Inside the control room, the "Christmas Tree" was the center of attention. This was a board of red and green lights that told the dive officer which hull openings were shut. You wanted "all green" before you pulled the vents to dive. If one red light stayed on, it meant a hatch was still open. Diving with a red light was suicide.

Actionable Insights for History Buffs

If you want to truly understand what it was like inside a world war 2 submarine, reading about it is only the first step. To get the full, claustrophobic experience, you should look into these specific avenues:

  • Visit a Museum Ship: If you're in the US, visit the USS Silversides in Michigan or the USS Pamponito in San Francisco. Standing in the engine room is the only way to grasp how tight the space really was.
  • Study the Deck Logs: Many submarine patrol reports are digitized. They aren't just dry data; they often contain the captain's raw notes about near-misses and crew morale.
  • Watch the "Uncut" Das Boot: Skip the Hollywood version and watch the five-hour TV miniseries version. It captures the boredom, which was 90% of the job, far better than the action scenes do.
  • Read "Iron Coffins" by Herbert Werner: This is one of the few first-hand accounts from a U-boat commander who survived the entire war.

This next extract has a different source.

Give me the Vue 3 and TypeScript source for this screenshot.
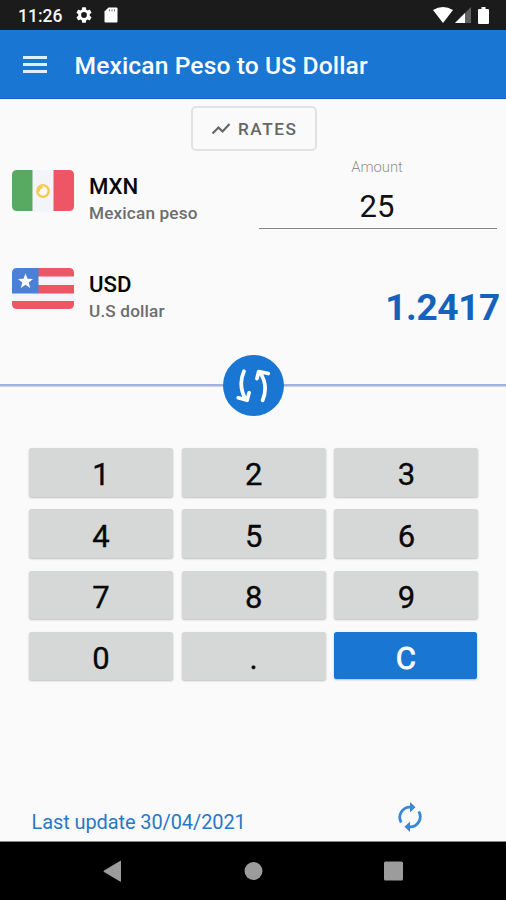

It’s harrowing and dispels any romantic notions about the "Silent Service."

The reality of the submarine war was a mix of extreme boredom and heart-stopping terror. It was a world of steel, oil, and sweat. While the technology has evolved into the nuclear giants of today, the legacy of those who lived and died in those cramped, leaking tubes remains a testament to human endurance under the worst possible conditions.